Exercise goal:
In the records below, count every line containing "this". Reply with the number only.

━━━ Entries provided ━━━

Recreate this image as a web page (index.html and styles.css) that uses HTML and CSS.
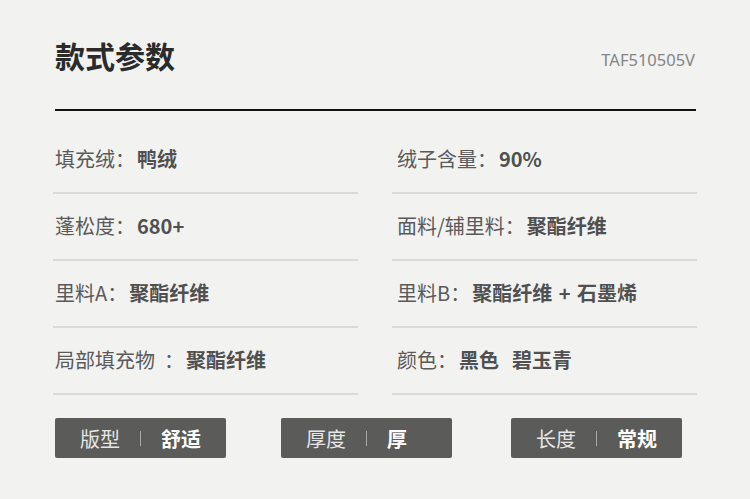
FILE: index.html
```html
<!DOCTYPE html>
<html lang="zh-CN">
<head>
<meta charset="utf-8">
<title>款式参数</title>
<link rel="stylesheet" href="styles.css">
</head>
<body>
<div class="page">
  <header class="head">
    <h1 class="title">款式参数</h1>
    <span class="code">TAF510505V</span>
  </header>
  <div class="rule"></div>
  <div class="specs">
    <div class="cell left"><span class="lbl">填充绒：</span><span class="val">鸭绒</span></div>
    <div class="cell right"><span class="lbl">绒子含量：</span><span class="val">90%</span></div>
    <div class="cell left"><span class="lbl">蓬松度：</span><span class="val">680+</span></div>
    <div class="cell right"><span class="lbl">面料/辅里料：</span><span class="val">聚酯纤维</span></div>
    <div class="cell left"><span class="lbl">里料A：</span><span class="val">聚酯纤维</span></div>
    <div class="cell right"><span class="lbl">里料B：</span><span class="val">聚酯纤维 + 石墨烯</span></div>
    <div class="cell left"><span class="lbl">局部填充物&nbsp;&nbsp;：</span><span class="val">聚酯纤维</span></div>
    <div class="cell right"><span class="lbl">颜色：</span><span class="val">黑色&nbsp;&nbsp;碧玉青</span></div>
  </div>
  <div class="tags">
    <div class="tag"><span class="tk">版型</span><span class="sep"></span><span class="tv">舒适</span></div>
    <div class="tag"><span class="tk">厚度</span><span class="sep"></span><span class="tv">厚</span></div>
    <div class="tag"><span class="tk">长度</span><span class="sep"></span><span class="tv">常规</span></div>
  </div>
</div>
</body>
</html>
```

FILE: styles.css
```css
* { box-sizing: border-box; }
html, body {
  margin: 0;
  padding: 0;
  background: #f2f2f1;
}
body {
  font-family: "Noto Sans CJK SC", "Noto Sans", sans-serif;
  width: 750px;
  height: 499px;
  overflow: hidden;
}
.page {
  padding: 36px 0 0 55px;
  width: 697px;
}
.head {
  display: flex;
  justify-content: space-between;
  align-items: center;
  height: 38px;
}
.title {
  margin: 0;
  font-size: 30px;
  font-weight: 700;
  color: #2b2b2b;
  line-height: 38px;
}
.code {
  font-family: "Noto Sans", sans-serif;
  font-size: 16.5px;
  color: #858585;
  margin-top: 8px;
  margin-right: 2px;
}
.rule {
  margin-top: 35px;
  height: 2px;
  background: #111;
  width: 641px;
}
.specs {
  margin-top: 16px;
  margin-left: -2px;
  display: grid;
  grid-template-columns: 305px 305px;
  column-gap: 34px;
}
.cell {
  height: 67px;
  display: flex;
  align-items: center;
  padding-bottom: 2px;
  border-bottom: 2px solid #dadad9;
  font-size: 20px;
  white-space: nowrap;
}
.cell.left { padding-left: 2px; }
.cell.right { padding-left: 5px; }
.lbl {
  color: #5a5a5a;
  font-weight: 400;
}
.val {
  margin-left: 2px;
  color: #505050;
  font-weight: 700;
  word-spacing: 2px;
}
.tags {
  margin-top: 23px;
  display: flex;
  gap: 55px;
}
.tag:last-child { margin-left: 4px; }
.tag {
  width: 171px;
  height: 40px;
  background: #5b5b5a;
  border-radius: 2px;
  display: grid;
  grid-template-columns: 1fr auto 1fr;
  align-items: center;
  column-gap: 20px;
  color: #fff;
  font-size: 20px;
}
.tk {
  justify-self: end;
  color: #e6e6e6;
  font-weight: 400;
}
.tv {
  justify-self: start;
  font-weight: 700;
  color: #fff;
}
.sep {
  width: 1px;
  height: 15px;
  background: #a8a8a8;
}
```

━━━
━━━ Entries provided ━━━

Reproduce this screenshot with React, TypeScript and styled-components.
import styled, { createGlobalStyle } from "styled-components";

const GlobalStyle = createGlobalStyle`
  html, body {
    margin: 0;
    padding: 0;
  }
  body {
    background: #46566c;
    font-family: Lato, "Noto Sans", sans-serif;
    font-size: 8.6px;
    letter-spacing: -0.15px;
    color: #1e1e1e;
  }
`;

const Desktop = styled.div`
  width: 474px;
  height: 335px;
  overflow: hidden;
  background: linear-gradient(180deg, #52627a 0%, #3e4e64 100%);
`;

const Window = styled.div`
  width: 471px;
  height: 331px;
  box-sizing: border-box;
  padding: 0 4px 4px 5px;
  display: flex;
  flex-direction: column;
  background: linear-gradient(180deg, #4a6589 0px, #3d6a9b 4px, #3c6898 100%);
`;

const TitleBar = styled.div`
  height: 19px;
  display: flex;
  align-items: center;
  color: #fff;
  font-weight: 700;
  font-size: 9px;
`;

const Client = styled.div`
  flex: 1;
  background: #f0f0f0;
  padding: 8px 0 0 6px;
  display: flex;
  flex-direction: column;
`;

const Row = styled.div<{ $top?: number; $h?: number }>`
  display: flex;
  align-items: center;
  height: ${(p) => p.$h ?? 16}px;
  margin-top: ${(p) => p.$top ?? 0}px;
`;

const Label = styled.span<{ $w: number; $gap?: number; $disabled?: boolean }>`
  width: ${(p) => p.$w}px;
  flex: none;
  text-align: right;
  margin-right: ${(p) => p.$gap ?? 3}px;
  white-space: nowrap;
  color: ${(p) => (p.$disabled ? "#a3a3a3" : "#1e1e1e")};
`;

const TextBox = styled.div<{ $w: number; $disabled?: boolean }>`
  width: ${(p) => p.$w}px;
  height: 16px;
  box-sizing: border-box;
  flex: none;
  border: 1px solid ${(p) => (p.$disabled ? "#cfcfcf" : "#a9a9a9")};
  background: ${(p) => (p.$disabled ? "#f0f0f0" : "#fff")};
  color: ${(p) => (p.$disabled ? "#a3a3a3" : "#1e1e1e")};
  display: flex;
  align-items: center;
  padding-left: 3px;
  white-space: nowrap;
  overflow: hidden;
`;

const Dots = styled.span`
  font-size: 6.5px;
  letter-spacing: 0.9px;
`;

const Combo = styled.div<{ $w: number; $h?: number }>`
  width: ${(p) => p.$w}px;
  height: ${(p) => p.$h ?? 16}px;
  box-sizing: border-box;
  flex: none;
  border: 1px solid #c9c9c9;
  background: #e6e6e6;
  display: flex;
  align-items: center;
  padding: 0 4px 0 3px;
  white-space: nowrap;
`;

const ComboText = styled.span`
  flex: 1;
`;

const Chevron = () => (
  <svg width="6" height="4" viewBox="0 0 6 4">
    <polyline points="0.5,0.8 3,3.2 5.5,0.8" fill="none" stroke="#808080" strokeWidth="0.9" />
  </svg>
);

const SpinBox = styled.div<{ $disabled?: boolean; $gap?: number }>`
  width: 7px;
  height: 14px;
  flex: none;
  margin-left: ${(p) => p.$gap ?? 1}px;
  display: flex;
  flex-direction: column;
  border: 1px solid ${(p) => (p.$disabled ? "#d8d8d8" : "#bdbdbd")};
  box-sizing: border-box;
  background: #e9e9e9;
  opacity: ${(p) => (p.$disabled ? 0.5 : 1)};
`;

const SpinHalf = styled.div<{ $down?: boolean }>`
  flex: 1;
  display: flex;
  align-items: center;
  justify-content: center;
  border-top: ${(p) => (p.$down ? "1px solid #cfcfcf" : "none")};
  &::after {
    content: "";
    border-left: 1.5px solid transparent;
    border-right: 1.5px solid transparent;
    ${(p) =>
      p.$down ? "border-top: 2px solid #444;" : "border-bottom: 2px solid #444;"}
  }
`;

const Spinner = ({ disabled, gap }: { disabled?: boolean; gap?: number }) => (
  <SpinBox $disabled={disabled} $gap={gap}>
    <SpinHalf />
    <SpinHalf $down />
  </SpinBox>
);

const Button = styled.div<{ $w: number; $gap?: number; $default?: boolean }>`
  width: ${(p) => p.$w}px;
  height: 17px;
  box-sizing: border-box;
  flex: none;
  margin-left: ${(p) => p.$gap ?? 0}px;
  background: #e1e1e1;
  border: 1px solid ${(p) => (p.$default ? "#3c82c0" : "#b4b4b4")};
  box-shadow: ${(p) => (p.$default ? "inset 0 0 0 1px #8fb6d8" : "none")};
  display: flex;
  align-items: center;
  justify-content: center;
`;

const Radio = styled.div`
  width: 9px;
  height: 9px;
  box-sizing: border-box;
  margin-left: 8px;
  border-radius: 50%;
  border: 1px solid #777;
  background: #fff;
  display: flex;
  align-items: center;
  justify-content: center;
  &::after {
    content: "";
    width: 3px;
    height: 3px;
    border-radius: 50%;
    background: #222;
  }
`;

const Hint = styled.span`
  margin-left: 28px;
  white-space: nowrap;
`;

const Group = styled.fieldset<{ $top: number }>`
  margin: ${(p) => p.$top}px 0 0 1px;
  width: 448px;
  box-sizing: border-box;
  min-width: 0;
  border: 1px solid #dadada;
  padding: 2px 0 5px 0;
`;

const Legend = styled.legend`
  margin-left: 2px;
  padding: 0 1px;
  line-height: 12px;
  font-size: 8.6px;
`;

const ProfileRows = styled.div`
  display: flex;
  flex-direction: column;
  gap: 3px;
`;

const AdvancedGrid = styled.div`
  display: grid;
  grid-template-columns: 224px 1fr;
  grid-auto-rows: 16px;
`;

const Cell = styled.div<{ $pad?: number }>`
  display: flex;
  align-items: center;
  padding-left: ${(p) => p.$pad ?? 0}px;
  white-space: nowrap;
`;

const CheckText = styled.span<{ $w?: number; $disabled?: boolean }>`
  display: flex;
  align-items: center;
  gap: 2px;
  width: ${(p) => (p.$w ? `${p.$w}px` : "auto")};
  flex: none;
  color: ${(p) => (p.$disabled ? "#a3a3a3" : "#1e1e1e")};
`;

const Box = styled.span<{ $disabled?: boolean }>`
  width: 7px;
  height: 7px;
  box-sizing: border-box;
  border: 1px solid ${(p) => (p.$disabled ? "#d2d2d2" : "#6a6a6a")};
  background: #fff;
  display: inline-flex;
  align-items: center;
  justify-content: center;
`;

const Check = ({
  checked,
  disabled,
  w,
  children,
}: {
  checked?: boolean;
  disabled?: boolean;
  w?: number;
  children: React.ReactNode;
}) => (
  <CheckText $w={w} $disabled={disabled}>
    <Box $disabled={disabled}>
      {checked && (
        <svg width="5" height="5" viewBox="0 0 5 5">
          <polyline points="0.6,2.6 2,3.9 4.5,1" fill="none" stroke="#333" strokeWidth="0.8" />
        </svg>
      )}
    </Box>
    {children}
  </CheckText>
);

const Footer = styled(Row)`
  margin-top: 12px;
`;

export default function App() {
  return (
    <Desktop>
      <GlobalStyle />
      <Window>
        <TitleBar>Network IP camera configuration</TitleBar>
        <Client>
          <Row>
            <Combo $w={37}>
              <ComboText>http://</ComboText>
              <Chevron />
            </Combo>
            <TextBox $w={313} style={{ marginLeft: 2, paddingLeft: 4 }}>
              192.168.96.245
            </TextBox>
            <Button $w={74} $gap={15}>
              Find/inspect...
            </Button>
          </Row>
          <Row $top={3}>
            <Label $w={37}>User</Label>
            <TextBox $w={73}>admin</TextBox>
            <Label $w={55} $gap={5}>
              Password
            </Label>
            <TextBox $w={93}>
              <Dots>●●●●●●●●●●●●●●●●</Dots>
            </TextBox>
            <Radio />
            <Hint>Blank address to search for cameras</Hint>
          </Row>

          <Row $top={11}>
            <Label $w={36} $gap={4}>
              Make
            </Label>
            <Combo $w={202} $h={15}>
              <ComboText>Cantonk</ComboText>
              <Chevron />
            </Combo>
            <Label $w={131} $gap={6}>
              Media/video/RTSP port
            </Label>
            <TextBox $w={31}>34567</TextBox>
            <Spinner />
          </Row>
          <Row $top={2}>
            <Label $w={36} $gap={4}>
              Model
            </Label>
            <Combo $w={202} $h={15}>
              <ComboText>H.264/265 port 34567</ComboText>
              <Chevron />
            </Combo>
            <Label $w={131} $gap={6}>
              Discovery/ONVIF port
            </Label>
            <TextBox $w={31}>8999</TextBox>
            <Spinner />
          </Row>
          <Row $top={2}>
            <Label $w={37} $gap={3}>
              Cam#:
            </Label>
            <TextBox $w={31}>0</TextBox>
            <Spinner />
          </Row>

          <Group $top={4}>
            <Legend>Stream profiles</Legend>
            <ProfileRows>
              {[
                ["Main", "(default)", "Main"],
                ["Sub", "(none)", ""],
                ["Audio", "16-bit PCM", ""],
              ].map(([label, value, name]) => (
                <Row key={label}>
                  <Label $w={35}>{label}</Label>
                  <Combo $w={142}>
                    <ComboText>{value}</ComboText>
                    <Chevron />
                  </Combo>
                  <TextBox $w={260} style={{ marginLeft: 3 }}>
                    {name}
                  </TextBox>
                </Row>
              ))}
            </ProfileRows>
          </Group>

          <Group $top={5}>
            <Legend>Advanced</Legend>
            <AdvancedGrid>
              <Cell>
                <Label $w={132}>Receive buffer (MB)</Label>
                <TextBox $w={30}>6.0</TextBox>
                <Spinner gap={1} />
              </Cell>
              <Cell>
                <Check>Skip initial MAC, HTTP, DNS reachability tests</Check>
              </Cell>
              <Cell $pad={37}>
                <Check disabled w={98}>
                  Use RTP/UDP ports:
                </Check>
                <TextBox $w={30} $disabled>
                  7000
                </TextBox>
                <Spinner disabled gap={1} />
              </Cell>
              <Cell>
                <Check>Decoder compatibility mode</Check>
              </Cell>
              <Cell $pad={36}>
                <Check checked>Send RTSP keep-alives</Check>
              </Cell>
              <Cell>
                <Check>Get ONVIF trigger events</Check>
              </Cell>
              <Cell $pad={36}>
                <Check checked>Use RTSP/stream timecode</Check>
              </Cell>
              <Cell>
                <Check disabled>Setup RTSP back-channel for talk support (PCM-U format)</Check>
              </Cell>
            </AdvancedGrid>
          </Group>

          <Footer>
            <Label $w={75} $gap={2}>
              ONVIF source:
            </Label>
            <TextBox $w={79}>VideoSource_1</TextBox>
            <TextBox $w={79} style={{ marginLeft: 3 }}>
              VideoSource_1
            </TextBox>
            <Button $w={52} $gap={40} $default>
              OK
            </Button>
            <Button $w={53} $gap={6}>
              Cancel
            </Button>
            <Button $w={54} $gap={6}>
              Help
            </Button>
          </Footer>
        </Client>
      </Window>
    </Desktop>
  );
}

━━━

Exercise output:
2